• **GOAL**:
In the material below, identify each line bearing the word "screenshot". Reproduce those lines.

Entries with page source code:
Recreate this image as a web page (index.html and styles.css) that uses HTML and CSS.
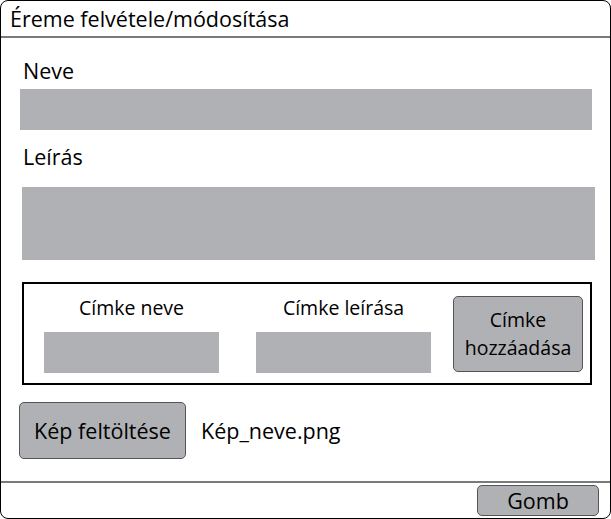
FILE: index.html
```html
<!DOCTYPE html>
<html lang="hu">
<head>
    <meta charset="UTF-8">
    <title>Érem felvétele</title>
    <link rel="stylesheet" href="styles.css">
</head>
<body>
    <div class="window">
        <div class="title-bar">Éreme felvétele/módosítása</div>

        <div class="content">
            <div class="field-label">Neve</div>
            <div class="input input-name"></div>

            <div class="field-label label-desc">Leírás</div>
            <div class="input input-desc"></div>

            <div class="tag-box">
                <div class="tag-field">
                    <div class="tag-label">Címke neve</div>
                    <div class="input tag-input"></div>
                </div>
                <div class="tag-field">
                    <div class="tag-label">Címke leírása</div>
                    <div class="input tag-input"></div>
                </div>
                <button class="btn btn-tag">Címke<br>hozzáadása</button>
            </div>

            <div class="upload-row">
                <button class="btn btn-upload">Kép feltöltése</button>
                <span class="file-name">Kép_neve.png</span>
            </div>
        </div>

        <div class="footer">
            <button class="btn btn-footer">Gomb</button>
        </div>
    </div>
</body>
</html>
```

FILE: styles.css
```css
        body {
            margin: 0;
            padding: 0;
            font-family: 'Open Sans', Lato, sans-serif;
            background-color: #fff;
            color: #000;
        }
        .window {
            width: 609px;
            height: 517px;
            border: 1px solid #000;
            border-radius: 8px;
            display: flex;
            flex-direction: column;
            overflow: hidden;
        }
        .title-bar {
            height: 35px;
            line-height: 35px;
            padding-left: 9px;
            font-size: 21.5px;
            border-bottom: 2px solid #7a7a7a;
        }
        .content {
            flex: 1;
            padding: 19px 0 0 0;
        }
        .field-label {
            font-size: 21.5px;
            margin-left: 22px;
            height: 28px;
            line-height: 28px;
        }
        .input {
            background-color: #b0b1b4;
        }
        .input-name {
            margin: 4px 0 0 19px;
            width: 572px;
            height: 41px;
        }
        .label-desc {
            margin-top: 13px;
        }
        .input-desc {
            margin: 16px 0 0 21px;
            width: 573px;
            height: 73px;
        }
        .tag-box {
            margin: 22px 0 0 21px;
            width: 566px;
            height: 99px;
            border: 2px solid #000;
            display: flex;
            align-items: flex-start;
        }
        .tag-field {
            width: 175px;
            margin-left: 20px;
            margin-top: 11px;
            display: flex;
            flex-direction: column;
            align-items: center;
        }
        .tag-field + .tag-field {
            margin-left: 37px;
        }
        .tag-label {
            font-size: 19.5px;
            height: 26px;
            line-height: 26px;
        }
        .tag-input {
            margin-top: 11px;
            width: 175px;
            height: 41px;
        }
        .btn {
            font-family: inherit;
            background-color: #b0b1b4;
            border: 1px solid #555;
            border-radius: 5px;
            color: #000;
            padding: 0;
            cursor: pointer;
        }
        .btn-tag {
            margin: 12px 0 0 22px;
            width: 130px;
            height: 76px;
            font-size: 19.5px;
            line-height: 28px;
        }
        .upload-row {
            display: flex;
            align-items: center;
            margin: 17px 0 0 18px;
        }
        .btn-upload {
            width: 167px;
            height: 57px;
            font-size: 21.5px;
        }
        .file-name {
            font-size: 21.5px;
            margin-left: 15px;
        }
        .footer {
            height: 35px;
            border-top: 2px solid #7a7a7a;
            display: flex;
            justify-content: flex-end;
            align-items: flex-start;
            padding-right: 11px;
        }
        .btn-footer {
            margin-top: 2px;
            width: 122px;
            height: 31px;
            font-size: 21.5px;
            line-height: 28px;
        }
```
==
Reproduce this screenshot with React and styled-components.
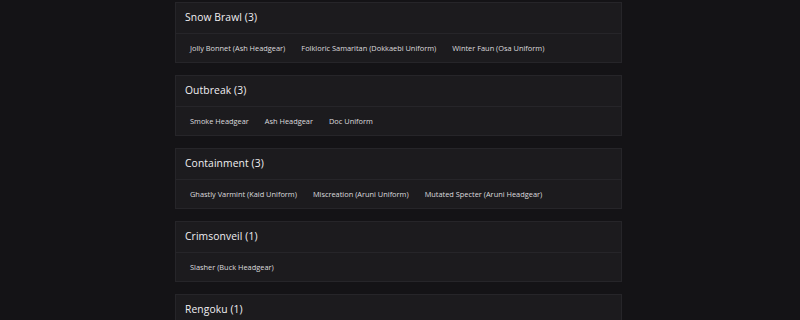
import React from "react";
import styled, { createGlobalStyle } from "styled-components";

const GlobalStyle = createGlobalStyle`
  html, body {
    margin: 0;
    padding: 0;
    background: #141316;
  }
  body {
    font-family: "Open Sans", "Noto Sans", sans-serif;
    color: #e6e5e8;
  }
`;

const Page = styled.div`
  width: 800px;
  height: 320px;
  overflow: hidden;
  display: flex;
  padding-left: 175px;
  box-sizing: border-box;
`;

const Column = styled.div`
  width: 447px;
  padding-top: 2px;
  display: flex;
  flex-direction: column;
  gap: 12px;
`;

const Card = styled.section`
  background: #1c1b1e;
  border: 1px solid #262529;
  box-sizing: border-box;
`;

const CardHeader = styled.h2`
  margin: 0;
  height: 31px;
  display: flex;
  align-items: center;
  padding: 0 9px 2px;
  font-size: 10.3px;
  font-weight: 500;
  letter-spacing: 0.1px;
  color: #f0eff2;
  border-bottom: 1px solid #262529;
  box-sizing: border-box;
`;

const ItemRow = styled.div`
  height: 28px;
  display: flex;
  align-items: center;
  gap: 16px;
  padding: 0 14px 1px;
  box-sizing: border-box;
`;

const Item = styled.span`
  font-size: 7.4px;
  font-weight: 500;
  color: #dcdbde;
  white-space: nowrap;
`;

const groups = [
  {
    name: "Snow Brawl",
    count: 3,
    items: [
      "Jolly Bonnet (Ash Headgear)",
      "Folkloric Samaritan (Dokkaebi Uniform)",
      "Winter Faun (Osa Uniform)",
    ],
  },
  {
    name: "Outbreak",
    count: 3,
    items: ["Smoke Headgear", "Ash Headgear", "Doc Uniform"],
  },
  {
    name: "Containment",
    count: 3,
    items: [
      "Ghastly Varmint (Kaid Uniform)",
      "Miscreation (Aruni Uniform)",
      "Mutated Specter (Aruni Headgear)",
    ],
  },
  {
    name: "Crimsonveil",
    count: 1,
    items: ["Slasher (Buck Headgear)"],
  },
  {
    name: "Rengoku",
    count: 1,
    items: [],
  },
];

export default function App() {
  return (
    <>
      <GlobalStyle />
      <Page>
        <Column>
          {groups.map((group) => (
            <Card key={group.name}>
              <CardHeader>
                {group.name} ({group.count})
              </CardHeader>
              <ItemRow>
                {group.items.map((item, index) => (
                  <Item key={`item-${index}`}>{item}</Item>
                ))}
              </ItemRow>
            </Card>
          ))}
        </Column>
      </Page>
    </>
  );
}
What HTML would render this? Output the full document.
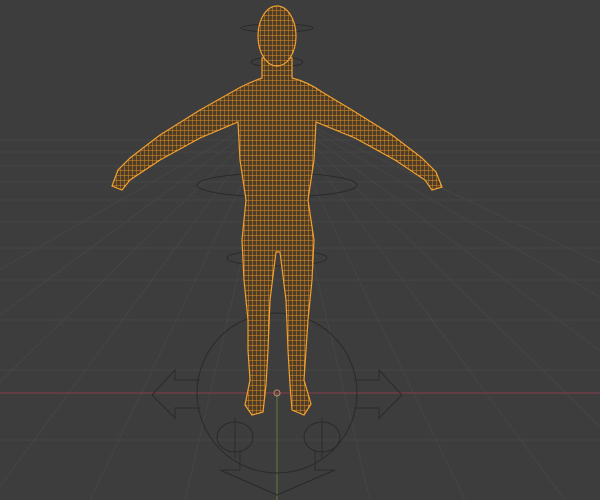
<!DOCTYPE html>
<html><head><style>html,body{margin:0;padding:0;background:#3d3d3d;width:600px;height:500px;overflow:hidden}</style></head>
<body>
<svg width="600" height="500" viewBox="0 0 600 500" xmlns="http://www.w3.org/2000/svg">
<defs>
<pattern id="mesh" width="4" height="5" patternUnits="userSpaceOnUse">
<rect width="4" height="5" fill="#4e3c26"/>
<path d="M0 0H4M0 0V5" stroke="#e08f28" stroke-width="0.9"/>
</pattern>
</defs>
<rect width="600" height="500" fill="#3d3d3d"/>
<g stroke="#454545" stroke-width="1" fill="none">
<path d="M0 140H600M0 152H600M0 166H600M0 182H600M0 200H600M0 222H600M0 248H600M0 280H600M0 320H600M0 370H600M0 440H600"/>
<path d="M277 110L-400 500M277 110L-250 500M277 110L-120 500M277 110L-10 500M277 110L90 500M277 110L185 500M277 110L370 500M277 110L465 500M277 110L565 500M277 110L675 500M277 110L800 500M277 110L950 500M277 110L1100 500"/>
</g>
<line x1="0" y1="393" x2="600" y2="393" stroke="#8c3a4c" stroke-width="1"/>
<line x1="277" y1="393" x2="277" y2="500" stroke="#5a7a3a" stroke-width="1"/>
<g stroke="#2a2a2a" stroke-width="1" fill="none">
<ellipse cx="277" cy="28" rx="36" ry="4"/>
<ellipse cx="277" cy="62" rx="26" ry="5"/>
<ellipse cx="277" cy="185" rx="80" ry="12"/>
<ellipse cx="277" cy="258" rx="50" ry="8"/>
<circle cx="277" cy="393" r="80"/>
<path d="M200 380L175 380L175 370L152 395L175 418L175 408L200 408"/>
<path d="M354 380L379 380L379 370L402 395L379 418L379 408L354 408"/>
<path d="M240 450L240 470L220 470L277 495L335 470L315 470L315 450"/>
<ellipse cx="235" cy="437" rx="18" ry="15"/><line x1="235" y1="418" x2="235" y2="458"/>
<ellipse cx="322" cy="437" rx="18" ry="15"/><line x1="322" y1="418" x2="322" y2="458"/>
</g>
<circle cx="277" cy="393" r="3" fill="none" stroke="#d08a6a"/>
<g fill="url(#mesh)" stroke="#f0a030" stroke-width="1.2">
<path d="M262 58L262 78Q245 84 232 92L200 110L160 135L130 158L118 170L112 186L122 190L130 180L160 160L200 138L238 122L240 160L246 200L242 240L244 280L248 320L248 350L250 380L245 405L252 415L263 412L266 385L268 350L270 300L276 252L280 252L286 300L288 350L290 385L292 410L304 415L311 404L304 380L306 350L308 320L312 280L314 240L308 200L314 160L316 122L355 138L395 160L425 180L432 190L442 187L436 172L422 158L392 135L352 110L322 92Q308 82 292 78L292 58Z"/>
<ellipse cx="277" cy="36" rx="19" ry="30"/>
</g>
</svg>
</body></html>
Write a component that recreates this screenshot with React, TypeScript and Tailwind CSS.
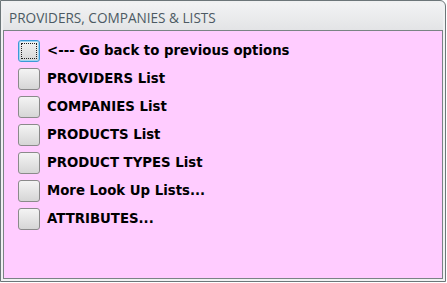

• **EXERCISE ANSWER**:
Reproduce this screenshot with React and styled-components.
Write a component that recreates this screenshot with React, TypeScript and Tailwind CSS.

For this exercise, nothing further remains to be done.